Court's Analysis of Breach of Contract Claims
The court turned to the plaintiffs' breach of contract claims, stating that these claims were governed by California law due to the choice-of-law provisions in the relevant agreements. The court noted that to establish a breach of contract, the plaintiffs must show the existence of a contract, performance, breach by the defendant, and resulting damages. However, the court found that the plaintiffs failed to plead sufficient factual allegations to support claims of breach or damages effectively. Specifically, the plaintiffs' allegations regarding breaches related to confidentiality provisions in the agreements were deemed insufficient because they did not clearly state that any documents were disclosed contrary to the agreements. The court also stated that the plaintiffs did not provide adequate evidence of damages arising from the alleged breaches. Consequently, the court recommended dismissing the breach of contract claims based on these deficiencies.
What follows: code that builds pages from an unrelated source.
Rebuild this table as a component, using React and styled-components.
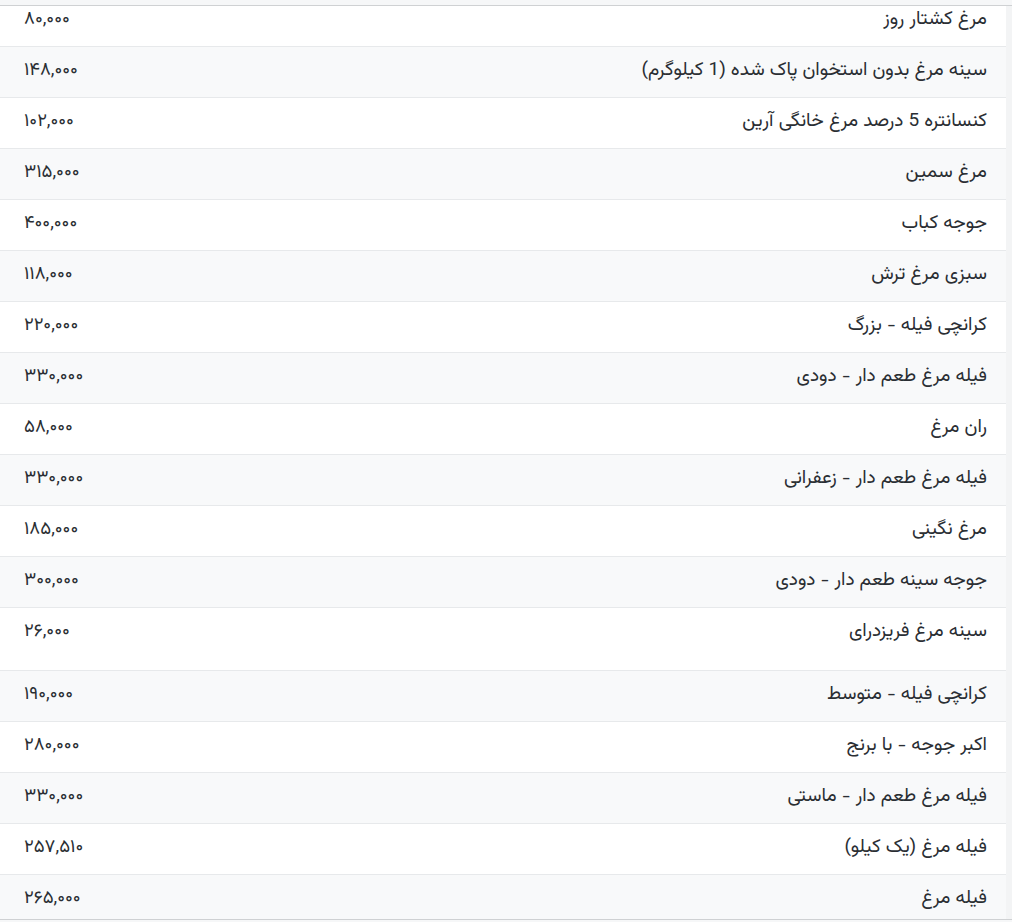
import React from 'react'
import styled, { createGlobalStyle } from 'styled-components'

const GlobalStyle = createGlobalStyle`
  html, body {
    margin: 0;
    padding: 0;
    background: #f6f7f8;
  }
  body {
    font-family: 'Vazirmatn', 'Noto Sans Arabic', 'DejaVu Sans', sans-serif;
  }
`

const Page = styled.div`
  padding-top: 5px;
  height: 922px;
  box-sizing: border-box;
`

const Frame = styled.div`
  display: flex;
  height: 915px;
  box-sizing: border-box;
  border-top: 1px solid #cfd1d3;
  border-bottom: 1px solid #cfd1d3;
  overflow: hidden;
  background: #fff;
`

const Scroller = styled.div`
  flex: 1;
  overflow: hidden;
`

const Track = styled.div`
  width: 6px;
  background: #f3f4f5;
`

const Table = styled.div`
  direction: rtl;
  margin-top: -10px;
`

const Row = styled.div`
  display: flex;
  justify-content: space-between;
  align-items: flex-start;
  box-sizing: border-box;
  height: ${p => (p.tall ? 63 : 51)}px;
  padding: 10px 19px 0 24px;
  border-bottom: 1px solid #e7e9eb;
  background: ${p => (p.striped ? '#f8f9fa' : '#fff')};
  color: #2a2e33;
  font-size: 19px;
  line-height: 28px;
`

const Name = styled.span`
  white-space: nowrap;
`

const Price = styled.span`
  direction: ltr;
  min-width: 62px;
  text-align: left;
  font-size: 18.5px;
`

const fa = n => n.replace(/\d/g, d => '۰۱۲۳۴۵۶۷۸۹'[d])

const items = [
  ['مرغ کشتار روز', '80,000'],
  ['سینه مرغ بدون استخوان پاک شده (1 کیلوگرم)', '148,000'],
  ['کنسانتره 5 درصد مرغ خانگی آرین', '102,000'],
  ['مرغ سمین', '315,000'],
  ['جوجه کباب', '400,000'],
  ['سبزی مرغ ترش', '118,000'],
  ['کرانچی فیله - بزرگ', '220,000'],
  ['فیله مرغ طعم دار - دودی', '330,000'],
  ['ران مرغ', '58,000'],
  ['فیله مرغ طعم دار - زعفرانی', '330,000'],
  ['مرغ نگینی', '185,000'],
  ['جوجه سینه طعم دار - دودی', '300,000'],
  ['سینه مرغ فریزدرای', '26,000', true],
  ['کرانچی فیله - متوسط', '190,000'],
  ['اکبر جوجه - با برنج', '280,000'],
  ['فیله مرغ طعم دار - ماستی', '330,000'],
  ['فیله مرغ (یک کیلو)', '257,510'],
  ['فیله مرغ', '265,000'],
]

const App = () => {
  return (
    <Page>
      <GlobalStyle />
      <Frame>
        <Scroller>
          <Table>
            {items.map(([name, price, tall], i) => (
              <Row key={i} striped={i % 2 === 1} tall={tall}>
                <Name>{name}</Name>
                <Price>{fa(price)}</Price>
              </Row>
            ))}
          </Table>
        </Scroller>
        <Track />
      </Frame>
    </Page>
  )
}

export default App
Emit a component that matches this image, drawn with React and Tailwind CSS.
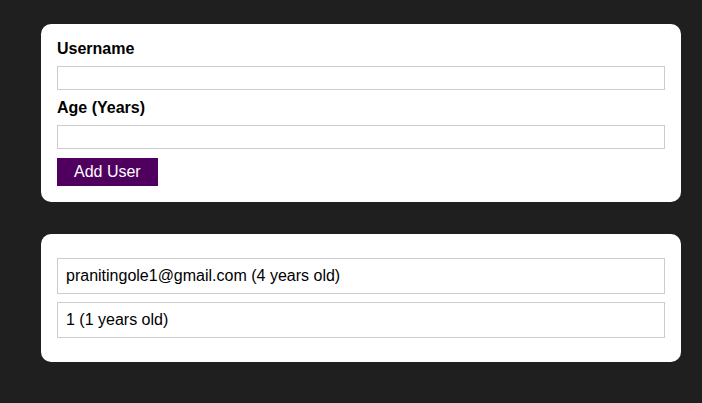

Court's Analysis of Indemnification Claims
In reviewing the indemnification claims, the court indicated that the plaintiffs alleged breaches of indemnification provisions in two agreements. The plaintiffs contended that the defendants failed to indemnify them for costs incurred in prior litigation. However, the court highlighted that the indemnification clauses were typically intended to cover third-party claims, not first-party disputes. The court examined the language of the indemnity provisions and found no explicit intent to recover attorney's fees in first-party actions. It noted that while the agreements allowed for indemnification in response to third-party claims, they did not support claims for attorney's fees or costs incurred in litigation directly between the parties. As the indemnification claims did not align with the established legal framework, the court recommended their dismissal as well.
Conclusion of the Court
Ultimately, the court concluded that the plaintiffs' amended complaint did not meet the necessary pleading standards as outlined in Rule 8(a). It found that the plaintiffs failed to adequately allege the required elements for their claims of malicious prosecution and abuse of process under Texas law. Additionally, the court determined that the breach of contract claims did not provide sufficient factual support for breach or damages, while the indemnification claims were not valid due to a lack of provisions allowing recovery for first-party actions. Therefore, the court recommended the dismissal of all claims brought by the plaintiffs, affirming that the legal standards for pleading had not been satisfied.